> _WRITTEN INSTRUCTION_: Reproduce all the lines exactly as they stand, apart from the pictures.

> _RECORDED DATA_:
— Start —

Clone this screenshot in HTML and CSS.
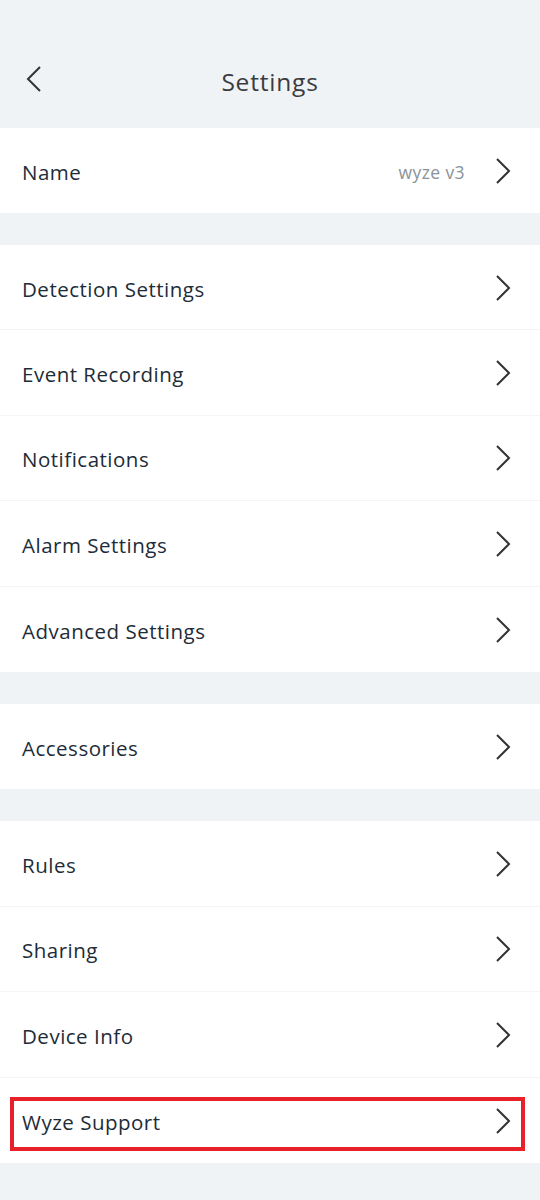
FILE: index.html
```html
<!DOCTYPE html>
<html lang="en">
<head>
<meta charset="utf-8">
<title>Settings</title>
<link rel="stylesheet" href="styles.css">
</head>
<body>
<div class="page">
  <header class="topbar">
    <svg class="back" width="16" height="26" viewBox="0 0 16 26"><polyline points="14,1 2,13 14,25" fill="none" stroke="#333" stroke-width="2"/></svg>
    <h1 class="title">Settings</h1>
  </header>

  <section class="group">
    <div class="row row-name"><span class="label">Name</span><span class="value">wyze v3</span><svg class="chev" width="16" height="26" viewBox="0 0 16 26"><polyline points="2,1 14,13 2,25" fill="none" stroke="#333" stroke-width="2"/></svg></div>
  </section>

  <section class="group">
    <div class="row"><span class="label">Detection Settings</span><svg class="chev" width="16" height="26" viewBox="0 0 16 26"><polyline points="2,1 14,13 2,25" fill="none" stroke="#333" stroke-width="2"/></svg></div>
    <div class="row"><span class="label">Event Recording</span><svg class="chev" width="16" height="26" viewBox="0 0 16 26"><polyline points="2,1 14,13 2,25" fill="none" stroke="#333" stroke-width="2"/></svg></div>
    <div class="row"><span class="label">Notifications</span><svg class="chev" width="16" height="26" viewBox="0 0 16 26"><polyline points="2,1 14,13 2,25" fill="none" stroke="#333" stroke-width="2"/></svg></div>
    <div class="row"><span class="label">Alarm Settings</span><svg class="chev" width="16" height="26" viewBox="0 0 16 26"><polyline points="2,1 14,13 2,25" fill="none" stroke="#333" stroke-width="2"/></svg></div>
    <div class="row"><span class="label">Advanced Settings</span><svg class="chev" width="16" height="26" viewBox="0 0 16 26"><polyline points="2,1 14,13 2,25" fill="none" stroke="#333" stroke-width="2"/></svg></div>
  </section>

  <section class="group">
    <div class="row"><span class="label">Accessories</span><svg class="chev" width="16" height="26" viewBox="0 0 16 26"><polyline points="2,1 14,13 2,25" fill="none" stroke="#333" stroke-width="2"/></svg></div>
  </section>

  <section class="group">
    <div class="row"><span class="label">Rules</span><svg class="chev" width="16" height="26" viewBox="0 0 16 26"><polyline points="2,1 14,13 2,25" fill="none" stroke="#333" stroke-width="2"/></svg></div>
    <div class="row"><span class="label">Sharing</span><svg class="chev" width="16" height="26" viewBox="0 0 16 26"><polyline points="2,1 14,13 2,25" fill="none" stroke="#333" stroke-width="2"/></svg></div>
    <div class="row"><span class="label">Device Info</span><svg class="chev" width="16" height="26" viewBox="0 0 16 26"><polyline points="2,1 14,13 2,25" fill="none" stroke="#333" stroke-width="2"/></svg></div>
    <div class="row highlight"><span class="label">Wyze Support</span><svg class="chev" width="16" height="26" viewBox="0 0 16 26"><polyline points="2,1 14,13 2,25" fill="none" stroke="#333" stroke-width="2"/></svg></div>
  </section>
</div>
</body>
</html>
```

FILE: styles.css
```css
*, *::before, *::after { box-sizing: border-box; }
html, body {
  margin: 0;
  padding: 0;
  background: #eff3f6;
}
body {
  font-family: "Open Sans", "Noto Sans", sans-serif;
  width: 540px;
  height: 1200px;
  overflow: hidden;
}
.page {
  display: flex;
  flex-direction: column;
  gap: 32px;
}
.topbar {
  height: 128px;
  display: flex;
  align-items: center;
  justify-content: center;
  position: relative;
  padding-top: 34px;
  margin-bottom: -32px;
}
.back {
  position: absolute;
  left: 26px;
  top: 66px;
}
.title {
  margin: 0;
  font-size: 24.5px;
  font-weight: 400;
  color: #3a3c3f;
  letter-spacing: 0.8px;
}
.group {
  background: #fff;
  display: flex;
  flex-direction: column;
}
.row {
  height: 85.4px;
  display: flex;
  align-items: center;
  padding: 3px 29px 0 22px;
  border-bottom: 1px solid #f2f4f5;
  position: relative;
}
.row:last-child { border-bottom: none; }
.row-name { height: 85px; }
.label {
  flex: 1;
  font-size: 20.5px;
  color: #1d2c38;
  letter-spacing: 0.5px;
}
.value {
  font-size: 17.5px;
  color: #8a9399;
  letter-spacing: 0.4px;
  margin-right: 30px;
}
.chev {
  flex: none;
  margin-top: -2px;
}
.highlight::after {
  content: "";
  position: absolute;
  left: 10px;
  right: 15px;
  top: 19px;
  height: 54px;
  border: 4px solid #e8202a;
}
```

— End —

> _EXERCISE OUTPUT_:
Clone this screenshot in HTML and CSS.
FILE: index.html
```html
<!DOCTYPE html>
<html lang="en">
<head>
<meta charset="utf-8">
<title>Settings</title>
<link rel="stylesheet" href="styles.css">
</head>
<body>
<div class="page">
  <header class="topbar">
    <svg class="back" width="16" height="26" viewBox="0 0 16 26"><polyline points="14,1 2,13 14,25" fill="none" stroke="#333" stroke-width="2"/></svg>
    <h1 class="title">Settings</h1>
  </header>

  <section class="group">
    <div class="row row-name"><span class="label">Name</span><span class="value">wyze v3</span><svg class="chev" width="16" height="26" viewBox="0 0 16 26"><polyline points="2,1 14,13 2,25" fill="none" stroke="#333" stroke-width="2"/></svg></div>
  </section>

  <section class="group">
    <div class="row"><span class="label">Detection Settings</span><svg class="chev" width="16" height="26" viewBox="0 0 16 26"><polyline points="2,1 14,13 2,25" fill="none" stroke="#333" stroke-width="2"/></svg></div>
    <div class="row"><span class="label">Event Recording</span><svg class="chev" width="16" height="26" viewBox="0 0 16 26"><polyline points="2,1 14,13 2,25" fill="none" stroke="#333" stroke-width="2"/></svg></div>
    <div class="row"><span class="label">Notifications</span><svg class="chev" width="16" height="26" viewBox="0 0 16 26"><polyline points="2,1 14,13 2,25" fill="none" stroke="#333" stroke-width="2"/></svg></div>
    <div class="row"><span class="label">Alarm Settings</span><svg class="chev" width="16" height="26" viewBox="0 0 16 26"><polyline points="2,1 14,13 2,25" fill="none" stroke="#333" stroke-width="2"/></svg></div>
    <div class="row"><span class="label">Advanced Settings</span><svg class="chev" width="16" height="26" viewBox="0 0 16 26"><polyline points="2,1 14,13 2,25" fill="none" stroke="#333" stroke-width="2"/></svg></div>
  </section>

  <section class="group">
    <div class="row"><span class="label">Accessories</span><svg class="chev" width="16" height="26" viewBox="0 0 16 26"><polyline points="2,1 14,13 2,25" fill="none" stroke="#333" stroke-width="2"/></svg></div>
  </section>

  <section class="group">
    <div class="row"><span class="label">Rules</span><svg class="chev" width="16" height="26" viewBox="0 0 16 26"><polyline points="2,1 14,13 2,25" fill="none" stroke="#333" stroke-width="2"/></svg></div>
    <div class="row"><span class="label">Sharing</span><svg class="chev" width="16" height="26" viewBox="0 0 16 26"><polyline points="2,1 14,13 2,25" fill="none" stroke="#333" stroke-width="2"/></svg></div>
    <div class="row"><span class="label">Device Info</span><svg class="chev" width="16" height="26" viewBox="0 0 16 26"><polyline points="2,1 14,13 2,25" fill="none" stroke="#333" stroke-width="2"/></svg></div>
    <div class="row highlight"><span class="label">Wyze Support</span><svg class="chev" width="16" height="26" viewBox="0 0 16 26"><polyline points="2,1 14,13 2,25" fill="none" stroke="#333" stroke-width="2"/></svg></div>
  </section>
</div>
</body>
</html>
```

FILE: styles.css
```css
*, *::before, *::after { box-sizing: border-box; }
html, body {
  margin: 0;
  padding: 0;
  background: #eff3f6;
}
body {
  font-family: "Open Sans", "Noto Sans", sans-serif;
  width: 540px;
  height: 1200px;
  overflow: hidden;
}
.page {
  display: flex;
  flex-direction: column;
  gap: 32px;
}
.topbar {
  height: 128px;
  display: flex;
  align-items: center;
  justify-content: center;
  position: relative;
  padding-top: 34px;
  margin-bottom: -32px;
}
.back {
  position: absolute;
  left: 26px;
  top: 66px;
}
.title {
  margin: 0;
  font-size: 24.5px;
  font-weight: 400;
  color: #3a3c3f;
  letter-spacing: 0.8px;
}
.group {
  background: #fff;
  display: flex;
  flex-direction: column;
}
.row {
  height: 85.4px;
  display: flex;
  align-items: center;
  padding: 3px 29px 0 22px;
  border-bottom: 1px solid #f2f4f5;
  position: relative;
}
.row:last-child { border-bottom: none; }
.row-name { height: 85px; }
.label {
  flex: 1;
  font-size: 20.5px;
  color: #1d2c38;
  letter-spacing: 0.5px;
}
.value {
  font-size: 17.5px;
  color: #8a9399;
  letter-spacing: 0.4px;
  margin-right: 30px;
}
.chev {
  flex: none;
  margin-top: -2px;
}
.highlight::after {
  content: "";
  position: absolute;
  left: 10px;
  right: 15px;
  top: 19px;
  height: 54px;
  border: 4px solid #e8202a;
}
```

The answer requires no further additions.